The Fiat 600, a new economy car, was introduced in 1955. Over four million units of this model were manufactured. The colourful parade of 600s that ran through the streets of Turin to publicise the model launch provided a fitting symbol for the start of mass motor transportation in Italy. The New 500 was introduced two years later. It enjoyed a production run of 3,678,000 units. During the 50's, the Company's workforce increased from 70,000 to 80,000 employees and production rose from 70,800 cars in 1949 to 339,300 in 1958. Between 1956 and 1958, the Mirafiori plant doubled in size and by the end of the 60's it employed over 50,000 people. At the same time, expanded its production of farm tractors and construction equipment.

Outside Italy, new factories were built in South Africa, Turkey, Yugoslavia, Argentina and Mexico. Fiat's engineering and construction activities, which were headed by Impresit, expanded rapidly in the international markets, completing such landmark projects as Kariba hydroelectric power plant on the Zambesi, the Dex Dam, in Iran, and the Roiseires Dam on the Blue Nile, in Sudan. They also helped save the Abu Simbel temples in Egypt and built the Grand San Bernard highway tunnel. This was the time of Italy's "economic miracle". From 1958 to 1963, the country's gross domestic product grew at an annual rate of 6.3% and the automobile industry was the main force driving the expansion.

During the decade between 1959 and 1968, Fiat's output rose from 425,000 to 1,751,400 cars, while car density improved from 96 to 28 inhabitants for every car. Exports also boomed, jumping from 207,049 to 521,534 units. Gains were recorded in the production of commercial vehicles and tractors, which increased from 18.968 to 68.200 and from 22,637 to 52,735 respectively. The Group's workforce doubled from 85,117 to 158,445, with the number of factory workers rising at a faster rate than the office staff.

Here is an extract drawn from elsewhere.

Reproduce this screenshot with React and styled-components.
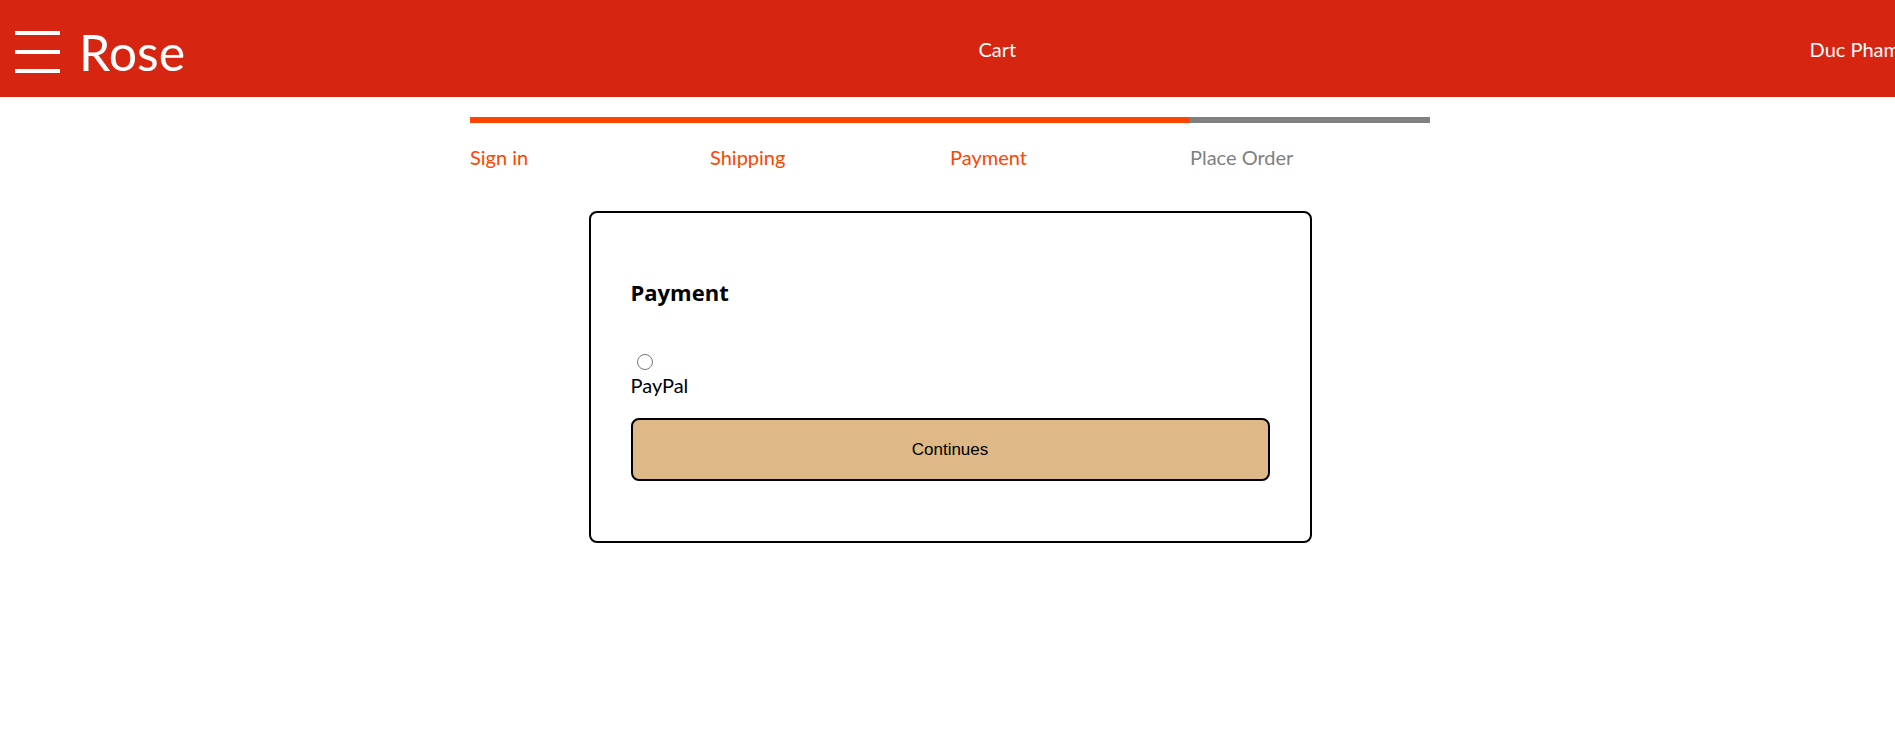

The Fiat 850, a new and highly successful economy car, was introduced in 1964. Other, more powerful models followed: the 124 and the 125, which in 1968 were emblazoned with the diamond-shaped Fiat logo still in use today. In 1966, Giovanni Agnelli, the founder's grandson, became Chairman of the Company's Board of Directors. In 1969, Fiat decided to expand its presence in this Southern Italy, where it already owned factories in Reggio Calabra, Bar and Naples. It therefore launched the construction of car-making plants at Termini Imerese, Cassino and Termoli, and facilities for special productions at Sulmona, Lecce, Brindisi and Vasto. The economic expansion was followed by a long period of social adjustments. During 1969, the confrontation between corporations and their employees reached a high point, with a total of 15 million hours lost to strikes. This period of confrontation had a significant negative impact on corporate profitability.

In 1971, Fiat launched the 127, its first front-wheel drive model, which featured innovative technology. It was extremely well received by the market and by the end of 1974 one million 127s had rolled off the assembly line. The Company responded to the oil crisis by taking advantage of technological innovations to accelerate the introduction of automation at its manufacturing facilities. By 1972, the first 16 robots were already in operation at Mirafiori on the Model 132 assembly line. Other robots went into service at the Cassino plant in 1974. In 1978, Robogate, a new robotised, flexible bodywork assembly system was installed at the Rivalta and Cassino factories. It had been developed by Comau, which would become the world leader in its industry.

In 1978, Lancia S.p.A. was merged with and absorbed by Fiat S.p.A. However, the Lancia brand continued to be used for marketing purposes. In 1979, the Automobile Sector was transformed into a separate company that combined the Fiat, Lancia, Autobianchi, Abarth and Ferrari brands, with Giovanni Agnelli as its Chairman. The Group had already acquired the prestigious Ferrari brand in 1969, when it purchased a 50% interest in that company, later raised to 87%. At the end of the 70's, the Fiat Group strengthened its organisation adopting a holding company model. The various manufacturing units, which during the long period when Valletta was at the helm had been structured as divisions. Became independent companies organised into operating Sectors. In addition to Fiat's traditional activities in automobiles, rolling stock, aviation, tractors and commercial vehicles, companies like Fiat Engineering, Comau, Teksid, Magneti Marelli and Telettra were also set up as independent entities. In 1980, Cesare Romiti, who had joined Fiat as Chief Financial Officer in 1974, was appointed Chief Executive Officer of the Fiat Group.